8/10
His arm may be made of gold, but he's surrounded by sewage.
6 August 2016
Warning: Spoilers
I've always believed that your surroundings reflect the quality of your life, and in the case of Frank Sinatra, he is in desperate need to start fresh away from the slime of his old neighborhood and the buzzing flies of human waste that surround him. He's a junkie, swallowed whole by the monkey on his back, and unable to function without it, even after six months of rehab.

The people in his life are of little help, and while it is his responsibility to get off the stuff (heroine it is presumed), they really don't seem to want him to be cured for various reasons of their own. There's his wheelchair bound wife Eleanor Parker, trying to suppress his dreams of becoming a professional drum player in order to hold on to him tighter, his loser pal Arnold Stang who seems to attract bad luck everywhere he goes, and most obviously, his dealer Darren McGavin who passive/aggressively works on destroying what he went through in rehab.

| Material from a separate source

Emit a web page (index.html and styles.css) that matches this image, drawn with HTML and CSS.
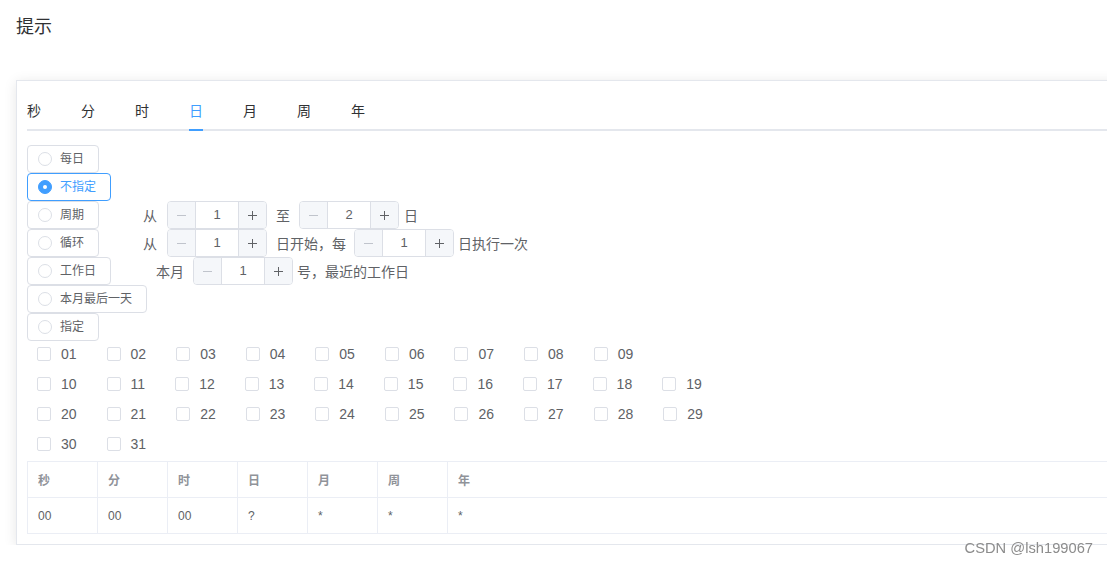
FILE: index.html
```html
<!DOCTYPE html>
<html lang="zh">
<head>
<meta charset="utf-8">
<title>提示</title>
<link rel="stylesheet" href="styles.css">
</head>
<body>
<div class="title">提示</div>
<div class="card">
  <div class="tabs">
    <div class="tab">秒</div>
    <div class="tab">分</div>
    <div class="tab">时</div>
    <div class="tab active">日</div>
    <div class="tab">月</div>
    <div class="tab">周</div>
    <div class="tab last">年</div>
  </div>
  <div class="pane">
    <div class="row">
      <label class="radio"><span class="radio-dot"></span><span class="radio-label">每日</span></label>
    </div>
    <div class="row">
      <label class="radio checked"><span class="radio-dot"></span><span class="radio-label">不指定</span></label>
    </div>
    <div class="row">
      <label class="radio"><span class="radio-dot"></span><span class="radio-label">周期</span></label>
      <span class="txt ml44">从</span>
      <div class="num ml10"><span class="num-btn dec"><svg width="9" height="9" viewBox="0 0 9 9"><path d="M0 4.5h9" stroke="currentColor" stroke-width="1"/></svg></span><span class="num-val">1</span><span class="num-btn inc"><svg width="9" height="9" viewBox="0 0 9 9"><path d="M0 4.5h9M4.5 0v9" stroke="currentColor" stroke-width="1"/></svg></span></div>
      <span class="txt ml9">至</span>
      <div class="num ml9"><span class="num-btn dec"><svg width="9" height="9" viewBox="0 0 9 9"><path d="M0 4.5h9" stroke="currentColor" stroke-width="1"/></svg></span><span class="num-val">2</span><span class="num-btn inc"><svg width="9" height="9" viewBox="0 0 9 9"><path d="M0 4.5h9M4.5 0v9" stroke="currentColor" stroke-width="1"/></svg></span></div>
      <span class="txt ml5">日</span>
    </div>
    <div class="row">
      <label class="radio"><span class="radio-dot"></span><span class="radio-label">循环</span></label>
      <span class="txt ml44">从</span>
      <div class="num ml10"><span class="num-btn dec"><svg width="9" height="9" viewBox="0 0 9 9"><path d="M0 4.5h9" stroke="currentColor" stroke-width="1"/></svg></span><span class="num-val">1</span><span class="num-btn inc"><svg width="9" height="9" viewBox="0 0 9 9"><path d="M0 4.5h9M4.5 0v9" stroke="currentColor" stroke-width="1"/></svg></span></div>
      <span class="txt ml9">日开始，每</span>
      <div class="num ml8"><span class="num-btn dec"><svg width="9" height="9" viewBox="0 0 9 9"><path d="M0 4.5h9" stroke="currentColor" stroke-width="1"/></svg></span><span class="num-val">1</span><span class="num-btn inc"><svg width="9" height="9" viewBox="0 0 9 9"><path d="M0 4.5h9M4.5 0v9" stroke="currentColor" stroke-width="1"/></svg></span></div>
      <span class="txt ml4">日执行一次</span>
    </div>
    <div class="row">
      <label class="radio"><span class="radio-dot"></span><span class="radio-label">工作日</span></label>
      <span class="txt ml45">本月</span>
      <div class="num ml9"><span class="num-btn dec"><svg width="9" height="9" viewBox="0 0 9 9"><path d="M0 4.5h9" stroke="currentColor" stroke-width="1"/></svg></span><span class="num-val">1</span><span class="num-btn inc"><svg width="9" height="9" viewBox="0 0 9 9"><path d="M0 4.5h9M4.5 0v9" stroke="currentColor" stroke-width="1"/></svg></span></div>
      <span class="txt ml4">号，最近的工作日</span>
    </div>
    <div class="row">
      <label class="radio"><span class="radio-dot"></span><span class="radio-label">本月最后一天</span></label>
    </div>
    <div class="row">
      <label class="radio"><span class="radio-dot"></span><span class="radio-label">指定</span></label>
    </div>
    <div class="days">
      <div class="day-row">
        <label class="check"><span class="check-box"></span><span class="check-label">01</span></label>
        <label class="check"><span class="check-box"></span><span class="check-label">02</span></label>
        <label class="check"><span class="check-box"></span><span class="check-label">03</span></label>
        <label class="check"><span class="check-box"></span><span class="check-label">04</span></label>
        <label class="check"><span class="check-box"></span><span class="check-label">05</span></label>
        <label class="check"><span class="check-box"></span><span class="check-label">06</span></label>
        <label class="check"><span class="check-box"></span><span class="check-label">07</span></label>
        <label class="check"><span class="check-box"></span><span class="check-label">08</span></label>
        <label class="check"><span class="check-box"></span><span class="check-label">09</span></label>
      </div>
      <div class="day-row">
        <label class="check"><span class="check-box"></span><span class="check-label">10</span></label>
        <label class="check"><span class="check-box"></span><span class="check-label">11</span></label>
        <label class="check"><span class="check-box"></span><span class="check-label">12</span></label>
        <label class="check"><span class="check-box"></span><span class="check-label">13</span></label>
        <label class="check"><span class="check-box"></span><span class="check-label">14</span></label>
        <label class="check"><span class="check-box"></span><span class="check-label">15</span></label>
        <label class="check"><span class="check-box"></span><span class="check-label">16</span></label>
        <label class="check"><span class="check-box"></span><span class="check-label">17</span></label>
        <label class="check"><span class="check-box"></span><span class="check-label">18</span></label>
        <label class="check"><span class="check-box"></span><span class="check-label">19</span></label>
      </div>
      <div class="day-row">
        <label class="check"><span class="check-box"></span><span class="check-label">20</span></label>
        <label class="check"><span class="check-box"></span><span class="check-label">21</span></label>
        <label class="check"><span class="check-box"></span><span class="check-label">22</span></label>
        <label class="check"><span class="check-box"></span><span class="check-label">23</span></label>
        <label class="check"><span class="check-box"></span><span class="check-label">24</span></label>
        <label class="check"><span class="check-box"></span><span class="check-label">25</span></label>
        <label class="check"><span class="check-box"></span><span class="check-label">26</span></label>
        <label class="check"><span class="check-box"></span><span class="check-label">27</span></label>
        <label class="check"><span class="check-box"></span><span class="check-label">28</span></label>
        <label class="check"><span class="check-box"></span><span class="check-label">29</span></label>
      </div>
      <div class="day-row">
        <label class="check"><span class="check-box"></span><span class="check-label">30</span></label>
        <label class="check"><span class="check-box"></span><span class="check-label">31</span></label>
      </div>
    </div>
    <div class="table">
      <div class="th">秒</div><div class="th">分</div><div class="th">时</div><div class="th">日</div><div class="th">月</div><div class="th">周</div><div class="th">年</div>
      <div class="td">00</div><div class="td">00</div><div class="td">00</div><div class="td">?</div><div class="td">*</div><div class="td">*</div><div class="td">*</div>
    </div>
  </div>
</div>
<div class="watermark">CSDN @lsh199067</div>
</body>
</html>
```

FILE: styles.css
```css
html {
  overflow: hidden;
}
body {
  margin: 0;
  background: #fff;
  font-family: "Liberation Sans", "Noto Sans CJK SC", sans-serif;
  color: #606266;
}
.title {
  padding: 15px 16px 0;
  font-size: 18px;
  line-height: 24px;
  color: #303133;
}
.card {
  margin: 41px 0 0 16px;
  width: 1130px;
  box-sizing: border-box;
  border: 1px solid #e4e7ed;
  padding: 10px;
  background: #fff;
  box-shadow: 0 2px 12px 0 rgba(0, 0, 0, 0.1);
}
.tabs {
  display: flex;
  height: 40px;
  box-shadow: inset 0 -2px 0 #e4e7ed;
  margin-bottom: 14px;
}
.tab {
  position: relative;
  padding: 0 20px;
  height: 40px;
  line-height: 40px;
  font-size: 14px;
  color: #303133;
}
.tab:first-child {
  padding-left: 0;
}
.tab.last {
  padding-right: 0;
}
.tab.active {
  color: #409eff;
}
.tab.active::after {
  content: "";
  position: absolute;
  left: 20px;
  right: 20px;
  bottom: 0;
  height: 2px;
  background: #409eff;
}
.row {
  display: flex;
  align-items: center;
  height: 28px;
  font-size: 14px;
}
.radio {
  display: inline-flex;
  align-items: center;
  height: 28px;
  box-sizing: border-box;
  border: 1px solid #dcdfe6;
  border-radius: 4px;
  padding: 0 14px 0 10px;
  font-size: 12px;
  color: #606266;
}
.radio-dot {
  width: 14px;
  height: 14px;
  box-sizing: border-box;
  border: 1px solid #dcdfe6;
  border-radius: 50%;
  background: #fff;
}
.radio-label {
  padding-left: 8px;
  line-height: 14px;
}
.radio.checked {
  border-color: #409eff;
  color: #409eff;
}
.radio.checked .radio-dot {
  background: #409eff;
  border-color: #409eff;
  display: flex;
  align-items: center;
  justify-content: center;
}
.radio.checked .radio-dot::after {
  content: "";
  width: 4px;
  height: 4px;
  border-radius: 50%;
  background: #fff;
}
.txt {
  color: #606266;
  font-size: 14px;
}
.ml4 { margin-left: 4px; }
.ml5 { margin-left: 5px; }
.ml8 { margin-left: 8px; }
.ml9 { margin-left: 9px; }
.ml10 { margin-left: 10px; }
.ml44 { margin-left: 44px; }
.ml45 { margin-left: 45px; }
.num {
  display: flex;
  width: 100px;
  height: 28px;
  box-sizing: border-box;
  border: 1px solid #dcdfe6;
  border-radius: 4px;
  overflow: hidden;
}
.num-btn {
  width: 27px;
  background: #f5f7fa;
  display: flex;
  align-items: center;
  justify-content: center;
}
.num-btn.dec {
  border-right: 1px solid #dcdfe6;
  color: #c0c4cc;
}
.num-btn.inc {
  border-left: 1px solid #dcdfe6;
  color: #606266;
}
.num-val {
  flex: 1;
  text-align: center;
  line-height: 26px;
  font-size: 13px;
  color: #606266;
}
.days {
  padding-left: 10px;
}
.day-row {
  display: flex;
  align-items: center;
  height: 26px;
  margin-bottom: 4px;
}
.check {
  display: flex;
  align-items: center;
  margin-right: 30px;
  font-size: 14px;
  color: #606266;
}
.check-box {
  width: 14px;
  height: 14px;
  box-sizing: border-box;
  border: 1px solid #dcdfe6;
  border-radius: 2px;
  background: #fff;
}
.check-label {
  padding-left: 10px;
}
.table {
  display: grid;
  grid-template-columns: repeat(6, 70px) 1fr;
  border-top: 1px solid #ebeef5;
  border-left: 1px solid #ebeef5;
  font-size: 12px;
}
.th, .td {
  height: 36px;
  box-sizing: border-box;
  border-right: 1px solid #ebeef5;
  border-bottom: 1px solid #ebeef5;
  padding: 0 10px;
  display: flex;
  align-items: center;
}
.th {
  color: #909399;
  font-weight: bold;
}
.td {
  color: #606266;
}
.watermark {
  position: fixed;
  right: 14px;
  top: 541px;
  font-size: 14.7px;
  line-height: 15px;
  color: #8c8c8c;
}
```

The only good person surrounding his pathetic existence is the equally troubled Kim Novak, stuck in a wretched marriage with a drunk. Smaller roles are filled brilliantly, particularly Diro Merande as the aging neighbor, involved in everybody's business, and perhaps an instigator of many problems. Each character has a huge back story attached without even words in the script, a testimony to the writer's attentions to details.

A sleazy metropolis atmosphere surrounds him, dramatized even more by that brilliant Elmer Bernstein score which was groundbreaking in its day and still swings in the present. Brilliant direction by Otto Preminger and that fabulous Saul Bass logo drawing remind me viewer that behind those streets paved with gold are alley ways covered in decades of misery and inhumanity.